The legends retold in Louis Ginzberg's classic work Legends of the Bible are a variation of the stories in the Scriptures as told and retold in the ancient east since the days of Abraham — in synagogues and churches and the in homes of a hundred generations of people. Prof. Ginzberg[*] culled them from a vast literature, scattered over many countries and centuries.[1]&

The cycle of legends about leviathan, behemot and the other marvelous creatures created on the fifth and sixth days of creation and the fantastic details they unfold, unblushingly echo the Old Babylonian epic of creation, going back to the early second millennium BCE.

The aggadah relates, for example, that after Leviathan, king of the sea, and Behemot, king of the animals, meet in battle and both drop dead, from the skin of Leviathan the Lord will spread a radiant canopy over Jerusalem, and the light streaming from it will illumine the whole world.

In the Babylonian creation myth, the gods all shrank in dread before Tiamat, the monster of the sea and her fierce crew, until Marduk, the chief god of Babylon, defeated her, and split her like a shellfish into two parts. Half of her he set up as a canopy of heaven, assigning stations in the sky to the great gods and their constellations to cheer with light the twelve months of the year.

Such palpable reminiscences or relics of pagan mythology in the legends of the Bible will seem surprising. Reported in the name of renowned scholars flourishing in the third century, they clash patently not only with the whole legacy of the biblical faith, but with the austere monotheism which these founders of rabbinic Judaism consistently maintained and invariably sought to implant and enforce in their people. It is altogether out of the question to consider such cosmogonic fancies as the invention of the period or personalities to which they are ascribed in our sources. Obviously the stories precede their storytellers by long centuries, often by more than a millennium, harking back to the earliest tales of their remote ancestors or heathen neighbors.

The imaginative accounts of strife with monsters of the deep, or the Princes of Darkness or of the Sea, with rebellious waters and insurgent stars, would appear most reasonably to be but splinters of ancient myths from pre-biblical or early biblical days. These remnants of dim sagas and residues of faded traditions, frowned upon by the makers of the Bible and discarded by them, survived, as it were, subterraneously for countless generations down to the last centuries of antiquity, or even the early centuries of the Middle Ages — an amazing testimony to the tenacity of folk memories.

Why were these myths not hushed up altogether? Banished from the Bible (save for a few snatches of poetic imagery), how were they readmitted to the legends of the Bible?

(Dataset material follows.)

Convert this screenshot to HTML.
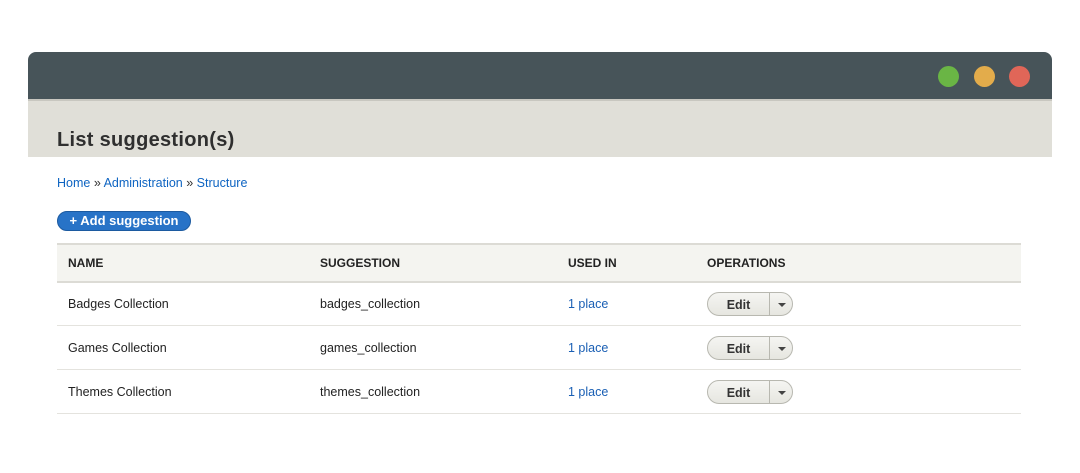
<!DOCTYPE html><html><head><style>
body{margin:0;width:1080px;height:473px;background:#fff;font-family:"Liberation Sans",sans-serif;position:relative;overflow:hidden}
.win{position:absolute;left:28px;top:52px;width:1024px;height:48px;background:#475459;border-radius:8px 8px 0 0}
.dot{position:absolute;top:14px;width:21px;height:21px;border-radius:50%}
.band{position:absolute;left:28px;top:99px;width:1024px;height:56px;background:#e0dfd8;border-top:2px solid #c8c7c0}
h1{position:absolute;left:57px;top:129px;margin:0;font-size:20px;font-weight:bold;color:#2f2f2f;letter-spacing:.3px}
.bc{position:absolute;left:57px;top:176px;font-size:12.5px;color:#0e64c2}
.bc span{color:#333}
.add{position:absolute;left:57px;top:211px;width:134px;height:20px;border-radius:10px;background:#2873c7;border:1px solid #1c5aa0;box-sizing:border-box;color:#fff;font-size:13px;font-weight:bold;line-height:18px;text-align:center}
.t{position:absolute;left:57px;width:964px;font-size:12.5px;color:#222}
.hd{top:243px;height:36px;background:#f4f4f0;border-top:2px solid #dcdbd5;border-bottom:2px solid #dcdbd5;font-weight:bold;font-size:12px}
.r{height:43px;border-bottom:1px solid #e4e3de}
.c{position:absolute;top:50%;transform:translateY(-50%)}
.lk{color:#1a5fb4}
.btn{position:absolute;left:650px;top:10px;width:86px;height:24px;border:1px solid #b8b8b0;border-radius:12px;background:linear-gradient(#f5f5f2,#e6e6e0);box-sizing:border-box}
.btn b{position:absolute;left:0;width:61px;text-align:center;top:5px;font-size:12.5px;color:#333}
.btn i{position:absolute;left:61px;top:0;height:22px;border-left:1px solid #b8b8b0}
.btn s{position:absolute;left:70px;top:10px;border:4px solid transparent;border-top:4px solid #444;border-bottom:0}
</style></head><body>
<div class="win"><div class="dot" style="left:910px;background:#6ab545"></div><div class="dot" style="left:946px;background:#e3ac4b"></div><div class="dot" style="left:981px;background:#e06658"></div></div>
<div class="band"></div>
<h1>List suggestion(s)</h1>
<div class="bc">Home <span>»</span> Administration <span>»</span> Structure</div>
<div class="add">+ Add suggestion</div>
<div class="t hd"><span class="c" style="left:11px">NAME</span><span class="c" style="left:263px">SUGGESTION</span><span class="c" style="left:511px">USED IN</span><span class="c" style="left:650px">OPERATIONS</span></div>
<div class="t r" style="top:282px"><span class="c" style="left:11px">Badges Collection</span><span class="c" style="left:263px">badges_collection</span><span class="c lk" style="left:511px">1 place</span><div class="btn"><b>Edit</b><i></i><s></s></div></div>
<div class="t r" style="top:326px"><span class="c" style="left:11px">Games Collection</span><span class="c" style="left:263px">games_collection</span><span class="c lk" style="left:511px">1 place</span><div class="btn"><b>Edit</b><i></i><s></s></div></div>
<div class="t r" style="top:370px"><span class="c" style="left:11px">Themes Collection</span><span class="c" style="left:263px">themes_collection</span><span class="c lk" style="left:511px">1 place</span><div class="btn"><b>Edit</b><i></i><s></s></div></div>
</body></html>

These ancient myths had charm and appealed to the imagination. The people, an eternal child, loved them. The stories were replete with stirring action and adventure, fight and suspense. They recalled the distant days, believed to be lost forever, when the world was gay and bold, innocent and savage at once. Moreover, they dealt with matters of immediate concern, the combat of seasons, spring and winter, rain and drought, increase or failure of crops and cattle, blessing or blight of the fruit of the body and the fruit of the ground.

With the directness of primitive poetry they spoke to all the senses, and yet seemed to make sense as well, confirming everyday experience of the world in which the word of God goes not unopposed. They appeared to reckon with and account for the stubborn reality of evil which the theologians chose to ignore.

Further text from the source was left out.